STATED EXERCISE: Leave the pictures out and retype the lines from the beginning through the line with "bg-[#ebf3fb] text-[15px] text-[#222]", both ends included.

START INFORMATION SUPPLIED

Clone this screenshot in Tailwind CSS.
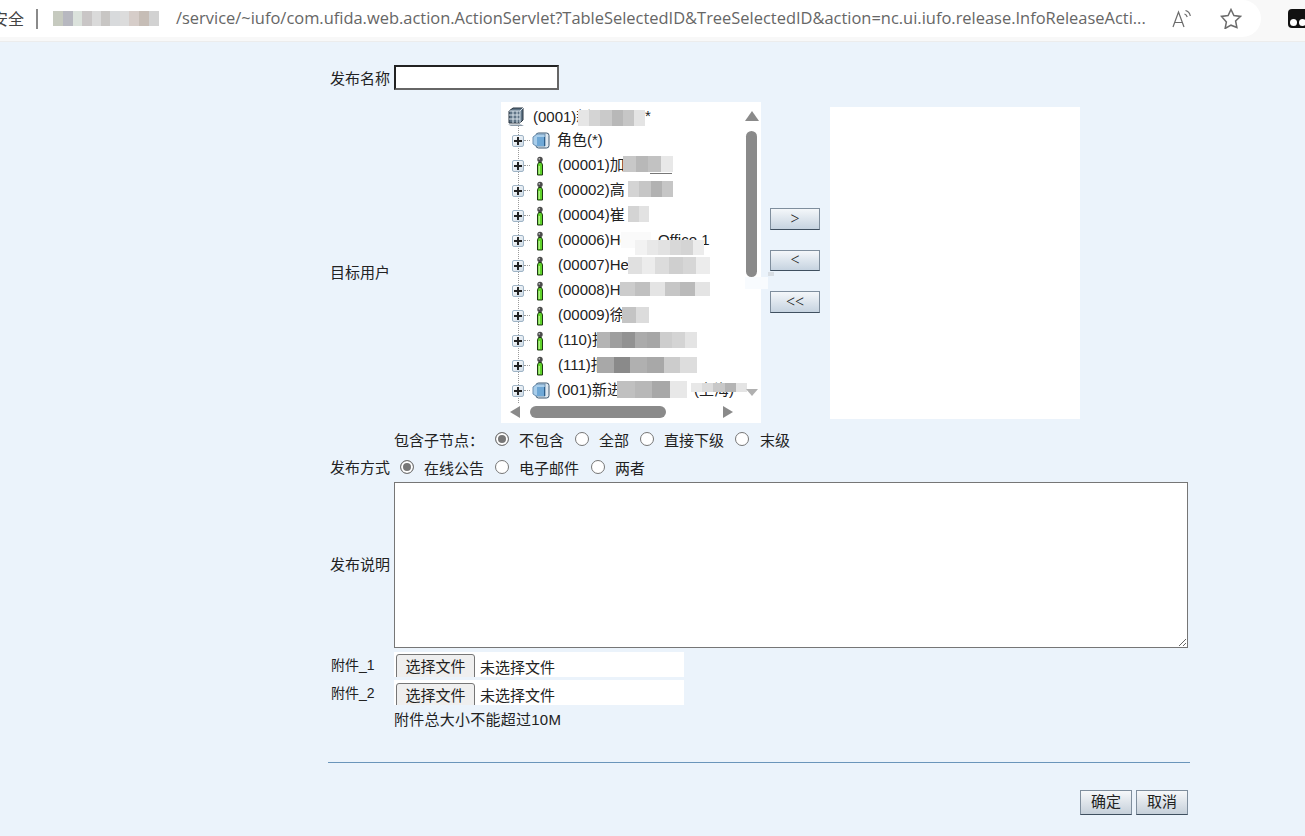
<!DOCTYPE html>
<html>
<head>
<meta charset="utf-8" />
<script src="https://cdn.jsdelivr.net/npm/@tailwindcss/browser@4"></script>
</head>
<body class="relative bg-[#ebf3fb] text-[15px] text-[#222] font-['Liberation_Sans','Noto_Sans_CJK_SC',sans-serif] overflow-hidden h-[836px]">

<!-- browser toolbar -->
<header class="h-[42px] bg-[#f8f8f8] border-b border-[#ececec] flex overflow-hidden font-['Open_Sans','Noto_Sans_CJK_SC',sans-serif]">
  <div class="h-[37px] w-[1269px] shrink-0 -ml-[8px] bg-white rounded-r-[19px] flex items-center text-[#5f5f5f]">
    <span class="text-[16px] w-[32px] shrink-0 text-[#444] whitespace-nowrap">安全</span>
    <span class="ml-[12px] w-[2px] h-[20px] bg-[#8a8a8a] shrink-0"></span>
    <span class="ml-[15px] w-[118px] h-[15px] shrink-0 flex">
      <i class="w-[10px] bg-[#c6cabf]"></i><i class="w-[10px] bg-[#b7b8c0]"></i><i class="w-[9px] bg-[#dbe2dc]"></i><i class="w-[10px] bg-[#c9c6c6]"></i><i class="w-[9px] bg-[#dadada]"></i><i class="w-[9px] bg-[#c8c6c4]"></i><i class="w-[10px] bg-[#d8dadc]"></i><i class="w-[9px] bg-[#dcdcdc]"></i><i class="w-[10px] bg-[#d6cdc9]"></i><i class="w-[10px] bg-[#c6bdb6]"></i><i class="w-[10px] bg-[#d2d2d2]"></i>
    </span>
    <span class="ml-[5px] text-[16.45px] text-[#666] whitespace-nowrap">/service/~iufo/com.ufida.web.action.ActionServlet?TableSelectedID&amp;TreeSelectedID&amp;action=nc.ui.iufo.release.InfoReleaseActi...</span>
    <svg class="ml-auto shrink-0" width="20" height="20" viewBox="0 0 20 20" fill="none" stroke="#6b6b6b" stroke-width="1.2"><path d="M1 18 6.500 3l5.500 15M2.800 13.500h7.400"/><path d="M12.500 5c1.500.5 2.300 1.400 2.700 3M13.500 1.500c2.600.7 4.300 2.500 4.800 5.500"/></svg>
    <svg class="ml-[28px] mr-[19px] shrink-0" width="22" height="21" viewBox="0 0 22 21" fill="none" stroke="#6b6b6b" stroke-width="1.5"><path d="M11 1.500l2.900 6.100 6.600.8-4.900 4.500 1.300 6.600L11 17.200l-5.900 3.300 1.300-6.600L1.500 8.400l6.600-.8z"/></svg>
  </div>
  <div class="ml-[27px] mt-[9px] w-[30px] h-[19px] bg-[#111] rounded-[4px] shrink-0 relative">
    <span class="absolute left-[2px] top-[10px] size-[7px] rounded-full bg-white"></span>
    <span class="absolute left-[11px] top-[10px] size-[7px] rounded-full bg-white"></span>
  </div>
</header>

<main class="ml-[328px] w-[862px]">
  <!-- name -->
  <div class="mt-[23px] flex items-center h-[25px]">
    <label class="w-[66px] pl-[2px] shrink-0 pt-[3px]">发布名称</label>
    <input class="w-[165px] h-[25px] bg-white border-2 border-t-[#222] border-l-[#222] border-r-[#666] border-b-[#666]" />
  </div>

  <!-- target users -->
  <div class="mt-[12px] flex items-center h-[321px]">
    <label class="w-[173px] pl-[2px] shrink-0 mt-[22px]">目标用户</label>
    <div id="tree" class="relative w-[260px] h-[321px] bg-white overflow-hidden pt-[3px] shrink-0">
      <span class="absolute left-[17px] top-[24px] bottom-[2px] border-l border-dotted border-[#9a9a9a]"></span>
      <!-- scrollbars -->
      <span class="absolute z-20 left-[244px] top-[9px] w-0 h-0 border-x-[7px] border-x-transparent border-b-[10px] border-b-[#8a8a8a]"></span>
      <span class="absolute z-20 left-[245px] top-[29px] w-[11px] h-[146px] rounded-full bg-[#8a8a8a]"></span>
      <span class="absolute z-20 left-[245px] top-[287px] w-0 h-0 border-x-[6px] border-x-transparent border-t-[7px] border-t-[#b0b0b0]"></span>
      <div class="absolute z-20 left-0 right-0 bottom-0 h-[19px] bg-white">
        <span class="absolute left-[9px] top-[2px] w-0 h-0 border-y-[6px] border-y-transparent border-r-[10px] border-r-[#8a8a8a]"></span>
        <span class="absolute left-[29px] top-[2px] w-[136px] h-[12px] rounded-full bg-[#8a8a8a]"></span>
        <span class="absolute left-[222px] top-[2px] w-0 h-0 border-y-[6px] border-y-transparent border-l-[10px] border-l-[#8a8a8a]"></span>
      </div>
    </div>
    <div class="ml-[9px] w-[50px] flex flex-col gap-[20px] shrink-0 -mt-[5px]">
      <button class="h-[22px] border border-[#7f8e9d] border-b-[#3f4f5f] bg-linear-to-b from-[#f4f7fa] to-[#c6d3e0] text-[16px] leading-none font-['Liberation_Serif',serif]">&gt;</button>
      <button class="h-[21px] border border-[#7f8e9d] border-b-[#3f4f5f] bg-linear-to-b from-[#f4f7fa] to-[#c6d3e0] text-[16px] leading-none font-['Liberation_Serif',serif]">&lt;</button>
      <button class="h-[22px] border border-[#7f8e9d] border-b-[#3f4f5f] bg-linear-to-b from-[#f4f7fa] to-[#c6d3e0] text-[16px] leading-none font-['Liberation_Serif',serif]">&lt;&lt;</button>
    </div>
    <div class="ml-[10px] w-[250px] h-[312px] bg-white shrink-0 mt-[1px]"></div>
  </div>

  <!-- include children -->
  <div class="mt-[4px] h-[28px] flex items-center pl-[66px]">
    <span class="w-[101px] shrink-0 mt-[1px]">包含子节点：</span>
    <input type="radio" name="sub" checked class="appearance-none size-[14px] rounded-full border border-[#767676] bg-[#777] shadow-[inset_0_0_0_2px_white] -mt-[4px]" />
    <span class="ml-[10px] mt-[1px]">不包含</span>
    <input type="radio" name="sub" class="appearance-none size-[14px] rounded-full border border-[#767676] bg-white ml-[11px] -mt-[4px]" />
    <span class="ml-[10px] mt-[1px]">全部</span>
    <input type="radio" name="sub" class="appearance-none size-[14px] rounded-full border border-[#767676] bg-white ml-[11px] -mt-[4px]" />
    <span class="ml-[10px] mt-[1px]">直接下级</span>
    <input type="radio" name="sub" class="appearance-none size-[14px] rounded-full border border-[#767676] bg-white ml-[11px] -mt-[4px]" />
    <span class="ml-[11px] mt-[1px]">末级</span>
  </div>

  <!-- publish mode -->
  <div class="h-[27px] flex items-center">
    <label class="w-[72px] pl-[2px] shrink-0">发布方式</label>
    <input type="radio" name="mode" checked class="appearance-none size-[14px] rounded-full border border-[#767676] bg-[#777] shadow-[inset_0_0_0_2px_white] -mt-[4px]" />
    <span class="ml-[10px] mt-[1px]">在线公告</span>
    <input type="radio" name="mode" class="appearance-none size-[14px] rounded-full border border-[#767676] bg-white ml-[11px] -mt-[4px]" />
    <span class="ml-[10px] mt-[1px]">电子邮件</span>
    <input type="radio" name="mode" class="appearance-none size-[14px] rounded-full border border-[#767676] bg-white ml-[12px] -mt-[4px]" />
    <span class="ml-[10px] mt-[1px]">两者</span>
  </div>

  <!-- description -->
  <div class="flex items-center h-[166px]">
    <label class="w-[66px] pl-[2px] shrink-0">发布说明</label>
    <textarea class="w-[794px] h-[166px] bg-white border border-[#767676] block"></textarea>
  </div>

  <!-- attachments -->
  <div class="mt-[4px] flex h-[25px]">
    <label class="w-[66px] pl-[3px] shrink-0 pt-[3px] text-[14px]">附件_1</label>
    <div class="w-[290px] h-[25px] bg-white overflow-hidden flex pl-[2px] pt-[2px]">
      <button class="w-[79px] h-[30px] bg-[#efefef] border border-[#767676] rounded-[3px] pt-0 pb-[4px]">选择文件</button>
      <span class="ml-[5px] pt-[3px]">未选择文件</span>
    </div>
  </div>
  <div class="mt-[3px] flex h-[25px]">
    <label class="w-[66px] pl-[3px] shrink-0 pt-[3px] text-[14px]">附件_2</label>
    <div class="w-[290px] h-[25px] bg-white overflow-hidden flex pl-[2px] pt-[3px]">
      <button class="w-[79px] h-[30px] bg-[#efefef] border border-[#767676] rounded-[3px] pt-0 pb-[4px]">选择文件</button>
      <span class="ml-[5px] pt-[2px]">未选择文件</span>
    </div>
  </div>
  <p class="mt-[5px] ml-[66px] leading-[20px] tracking-[0.25px]">附件总大小不能超过10M</p>

  <div class="mt-[32px] h-px bg-[#6a95ba]"></div>

  <div class="mt-[27px] flex justify-end gap-[4px] pr-[2px]">
    <button class="w-[52px] h-[25px] border border-[#7f8e9d] border-b-[#3f4f5f] bg-linear-to-b from-[#f6f8fa] to-[#c6d0da]">确定</button>
    <button class="w-[52px] h-[25px] border border-[#7f8e9d] border-b-[#3f4f5f] bg-linear-to-b from-[#f6f8fa] to-[#c6d0da]">取消</button>
  </div>
</main>

<!-- stray bits of the redaction, over the gap beside the tree -->
<span class="absolute left-[745px] top-[277px] w-[23px] h-[12px] bg-[#f8fbfe]"></span>
<span class="absolute left-[768px] top-[272px] w-[6px] h-[4px] bg-[#d8dee4]"></span>

<script>
  const userIcon = '<svg class="shrink-0" width="10" height="20" viewBox="0 0 10 20"><circle cx="5" cy="3.500" r="2.700" fill="#4a4a4a"/><circle cx="4.300" cy="2.800" r=".9" fill="#bbb"/><path d="M3.500 6.500h3l1 2.500v10h-5V9z" fill="#5fd32a" stroke="#1f3a14"/><rect x="3.500" y="10" width="1.500" height="8" fill="#b4f08a"/></svg>';
  const cubeIcon = '<svg class="shrink-0" width="18" height="17" viewBox="0 0 18 17"><rect x="4" y="1" width="13" height="15" rx="2.500" fill="#dfe8f0" stroke="#3f5a72"/><path d="M1 5 5 2h8v12H4l-3-2z" fill="#a8cdea" stroke="#6c8fae"/><path d="M5 5h8v9H5z" fill="#6fa8d6"/><path d="M13 5v9l-1 0V5z" fill="#2e5f8c"/></svg>';
  const rootIcon = '<svg class="shrink-0" width="19" height="20" viewBox="0 0 19 20"><path d="M2 4 6 1h10v12l-3 3H2z" fill="#5f7486" stroke="#27333e"/><path d="M2 8h11M2 12h11M6 4v12M10 4v12M13 4v12M2 4h11l3-3" stroke="#d8e2ea" fill="none"/><path d="M1 17.500h13l3 1.500H4z" fill="#8b9aa8"/></svg>';
  const plus = '<span class="relative shrink-0 size-[12px] border border-[#9fb4c6] bg-linear-to-br from-white to-[#cfdbe6] rounded-[2px] flex items-center justify-center z-10"><i class="absolute w-[8px] h-[2px] bg-[#222]"></i><i class="absolute h-[8px] w-[2px] bg-[#222]"></i></span><span class="w-[6px] border-t border-dotted border-[#9a9a9a] shrink-0"></span>';

  // label, icon, masks: [x from tree left, y from row top, width, height, cell colours]
  const rows = [
    ["(0001)新", rootIcon, [[77, 5, 67, 16, ["#e6e6e6","#d4d4d4","#cacaca","#b8b8b8","#c6c6c6","#e4e4e4"]]], "*"],
    ["角色(*)", cubeIcon, []],
    ["(00001)加", userIcon, [[122, 3, 50, 16, ["#c8c8c8","#b8b8b8","#c2c2c2","#e8e8e8"]], [149, 20, 22, 1, ["#777777"]]]],
    ["(00002)高", userIcon, [[127, 3, 45, 16, ["#d4d4d4","#c6c6c6","#b2b2b2","#c6c6c6"]]]],
    ["(00004)崔", userIcon, [[127, 3, 21, 16, ["#d4d4d4","#e2e2e2"]]]],
    ["(00006)Head&nbsp;&nbsp; Office 1", userIcon, [[120, 4, 30, 16, ["#fafafa"]], [134, 12, 69, 15, ["#f2f2f2","#e8e8e8","#e2e2e2","#d8d8d8","#d4d4d4","#ececec"]]]],
    ["(00007)He", userIcon, [[127, 4, 82, 17, ["#e0e0e0","#ececec","#dcdcdc","#cfcfcf","#d6d6d6","#ececec"]]]],
    ["(00008)H", userIcon, [[119, 4, 90, 14, ["#cccccc","#c0c0c0","#e4e4e4","#c6c6c6","#bababa","#e4e4e4"]]]],
    ["(00009)徐", userIcon, [[121, 4, 27, 16, ["#c4c4c4","#dcdcdc"]]]],
    ["(110)报", userIcon, [[96, 4, 100, 16, ["#b4b4b4","#9e9e9e","#929292","#ababab","#a6a6a6","#cdcdcd","#d4d4d4","#e4e4e4"]]]],
    ["(111)报", userIcon, [[96, 4, 100, 16, ["#a8a8a8","#8a8a8a","#b0b0b0","#a8a8a8","#cccccc","#dddddd"]]]],
    ['(001)新进<span class="ml-[72px]">(上海)</span>', cubeIcon, [[116, 3, 70, 17, ["#c0c0c0","#b8b8b8","#a8a8a8","#e8e8e8"]], [190, 5, 56, 9, ["#e8e8e8","#dcdcdc","#c8c8c8","#b4b4b4","#e4e4e4"]]]],
  ];

  const tree = document.getElementById("tree");
  rows.forEach(function (r, i) {
    const row = document.createElement("div");
    const first = i === 0;
    const isUser = r[1] === userIcon;
    row.className = first ? "relative h-[23px] flex items-center pl-[6px]" : "relative h-[25px] flex items-center pl-[11px]";
    let html = first ? r[1] : plus + '<span class="shrink-0" style="width:' + (isUser ? 5 : 2) + 'px"></span>' + r[1];
    html += '<span class="whitespace-nowrap ' + (first ? 'mt-[2px]' : '') + '" style="margin-left:' + (isUser ? 13 : 7) + 'px">' + r[0] + '</span>';
    if (r[3]) html += '<span class="absolute left-[144px]">' + r[3] + '</span>';
    row.innerHTML = html;
    r[2].forEach(function (s) {
      const mask = document.createElement("div");
      mask.className = "absolute z-10 flex";
      mask.style.cssText = "left:" + s[0] + "px;top:" + s[1] + "px;width:" + s[2] + "px;height:" + s[3] + "px";
      s[4].forEach(function (c) {
        const cell = document.createElement("i");
        cell.className = "flex-1";
        cell.style.background = c;
        mask.appendChild(cell);
      });
      row.appendChild(mask);
    });
    tree.appendChild(row);
  });
</script>
</body>
</html>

END INFORMATION SUPPLIED

SOLVED EXERCISE:
Clone this screenshot in Tailwind CSS.
<!DOCTYPE html>
<html>
<head>
<meta charset="utf-8" />
<script src="https://cdn.jsdelivr.net/npm/@tailwindcss/browser@4"></script>
</head>
<body class="relative bg-[#ebf3fb] text-[15px] text-[#222] font-['Liberation_Sans','Noto_Sans_CJK_SC',sans-serif] overflow-hidden h-[836px]">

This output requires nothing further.